Entries taken from a collection:
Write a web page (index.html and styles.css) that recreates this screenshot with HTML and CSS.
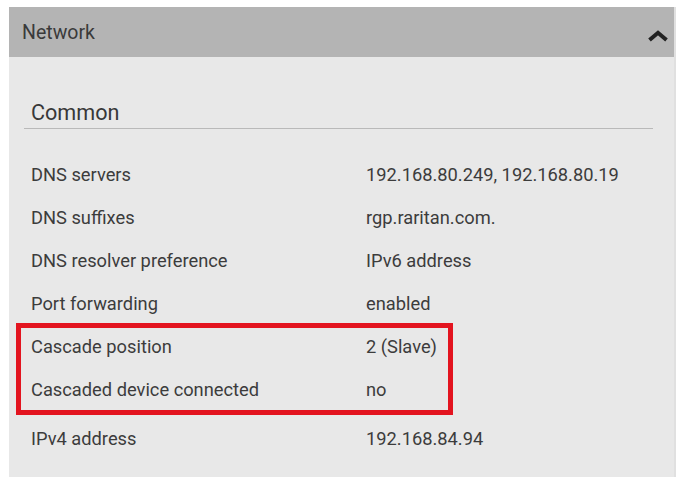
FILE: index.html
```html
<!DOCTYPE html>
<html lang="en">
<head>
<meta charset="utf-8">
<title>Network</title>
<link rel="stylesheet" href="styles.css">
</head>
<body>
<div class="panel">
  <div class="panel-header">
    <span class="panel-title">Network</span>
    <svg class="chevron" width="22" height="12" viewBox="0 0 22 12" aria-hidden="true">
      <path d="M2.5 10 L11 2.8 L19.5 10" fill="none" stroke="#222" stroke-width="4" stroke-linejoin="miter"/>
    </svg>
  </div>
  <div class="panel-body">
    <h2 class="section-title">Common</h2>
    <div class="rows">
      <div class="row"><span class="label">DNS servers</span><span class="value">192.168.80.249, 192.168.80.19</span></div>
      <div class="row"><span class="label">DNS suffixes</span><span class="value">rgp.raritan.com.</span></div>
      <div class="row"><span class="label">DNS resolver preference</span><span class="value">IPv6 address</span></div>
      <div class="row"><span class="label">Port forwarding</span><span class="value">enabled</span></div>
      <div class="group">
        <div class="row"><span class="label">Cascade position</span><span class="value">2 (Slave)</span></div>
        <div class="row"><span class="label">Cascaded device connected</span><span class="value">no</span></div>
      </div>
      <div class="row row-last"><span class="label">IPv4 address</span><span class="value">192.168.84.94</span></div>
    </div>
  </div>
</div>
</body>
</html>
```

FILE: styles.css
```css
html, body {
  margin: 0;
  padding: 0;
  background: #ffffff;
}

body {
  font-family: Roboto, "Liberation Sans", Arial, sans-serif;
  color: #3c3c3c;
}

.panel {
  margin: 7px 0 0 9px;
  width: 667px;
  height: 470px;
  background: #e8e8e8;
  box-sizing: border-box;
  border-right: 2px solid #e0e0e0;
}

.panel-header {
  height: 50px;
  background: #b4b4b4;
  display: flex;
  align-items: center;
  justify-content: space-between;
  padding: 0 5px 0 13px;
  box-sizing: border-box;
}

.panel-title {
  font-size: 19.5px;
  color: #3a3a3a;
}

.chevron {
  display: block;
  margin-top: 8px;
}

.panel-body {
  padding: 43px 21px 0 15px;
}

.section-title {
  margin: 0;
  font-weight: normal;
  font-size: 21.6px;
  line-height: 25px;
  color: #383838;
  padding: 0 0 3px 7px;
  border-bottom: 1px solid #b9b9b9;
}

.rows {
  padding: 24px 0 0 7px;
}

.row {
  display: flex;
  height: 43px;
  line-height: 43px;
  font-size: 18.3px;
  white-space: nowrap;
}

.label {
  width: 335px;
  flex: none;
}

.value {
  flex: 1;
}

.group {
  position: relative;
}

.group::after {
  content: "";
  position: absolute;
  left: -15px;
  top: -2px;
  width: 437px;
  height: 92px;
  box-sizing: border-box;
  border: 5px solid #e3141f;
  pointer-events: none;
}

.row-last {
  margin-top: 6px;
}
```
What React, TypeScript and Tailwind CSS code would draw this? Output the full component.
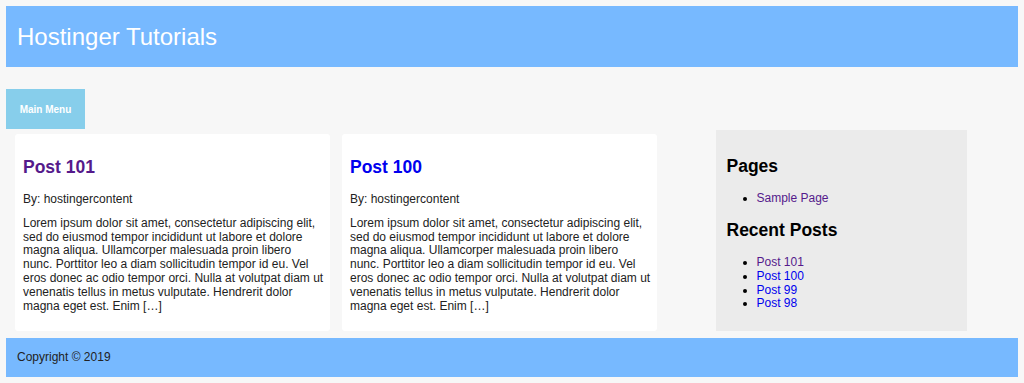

SET TASK.
All of the records above must be copied exactly, except for the pictures.

FINISHED ANSWER.
Write a web page (index.html and styles.css) that recreates this screenshot with HTML and CSS.
FILE: index.html
```html
<!DOCTYPE html>
<html lang="en">
<head>
<meta charset="utf-8">
<title>Network</title>
<link rel="stylesheet" href="styles.css">
</head>
<body>
<div class="panel">
  <div class="panel-header">
    <span class="panel-title">Network</span>
    <svg class="chevron" width="22" height="12" viewBox="0 0 22 12" aria-hidden="true">
      <path d="M2.5 10 L11 2.8 L19.5 10" fill="none" stroke="#222" stroke-width="4" stroke-linejoin="miter"/>
    </svg>
  </div>
  <div class="panel-body">
    <h2 class="section-title">Common</h2>
    <div class="rows">
      <div class="row"><span class="label">DNS servers</span><span class="value">192.168.80.249, 192.168.80.19</span></div>
      <div class="row"><span class="label">DNS suffixes</span><span class="value">rgp.raritan.com.</span></div>
      <div class="row"><span class="label">DNS resolver preference</span><span class="value">IPv6 address</span></div>
      <div class="row"><span class="label">Port forwarding</span><span class="value">enabled</span></div>
      <div class="group">
        <div class="row"><span class="label">Cascade position</span><span class="value">2 (Slave)</span></div>
        <div class="row"><span class="label">Cascaded device connected</span><span class="value">no</span></div>
      </div>
      <div class="row row-last"><span class="label">IPv4 address</span><span class="value">192.168.84.94</span></div>
    </div>
  </div>
</div>
</body>
</html>
```

FILE: styles.css
```css
html, body {
  margin: 0;
  padding: 0;
  background: #ffffff;
}

body {
  font-family: Roboto, "Liberation Sans", Arial, sans-serif;
  color: #3c3c3c;
}

.panel {
  margin: 7px 0 0 9px;
  width: 667px;
  height: 470px;
  background: #e8e8e8;
  box-sizing: border-box;
  border-right: 2px solid #e0e0e0;
}

.panel-header {
  height: 50px;
  background: #b4b4b4;
  display: flex;
  align-items: center;
  justify-content: space-between;
  padding: 0 5px 0 13px;
  box-sizing: border-box;
}

.panel-title {
  font-size: 19.5px;
  color: #3a3a3a;
}

.chevron {
  display: block;
  margin-top: 8px;
}

.panel-body {
  padding: 43px 21px 0 15px;
}

.section-title {
  margin: 0;
  font-weight: normal;
  font-size: 21.6px;
  line-height: 25px;
  color: #383838;
  padding: 0 0 3px 7px;
  border-bottom: 1px solid #b9b9b9;
}

.rows {
  padding: 24px 0 0 7px;
}

.row {
  display: flex;
  height: 43px;
  line-height: 43px;
  font-size: 18.3px;
  white-space: nowrap;
}

.label {
  width: 335px;
  flex: none;
}

.value {
  flex: 1;
}

.group {
  position: relative;
}

.group::after {
  content: "";
  position: absolute;
  left: -15px;
  top: -2px;
  width: 437px;
  height: 92px;
  box-sizing: border-box;
  border: 5px solid #e3141f;
  pointer-events: none;
}

.row-last {
  margin-top: 6px;
}
```
What React, TypeScript and Tailwind CSS code would draw this? Output the full component.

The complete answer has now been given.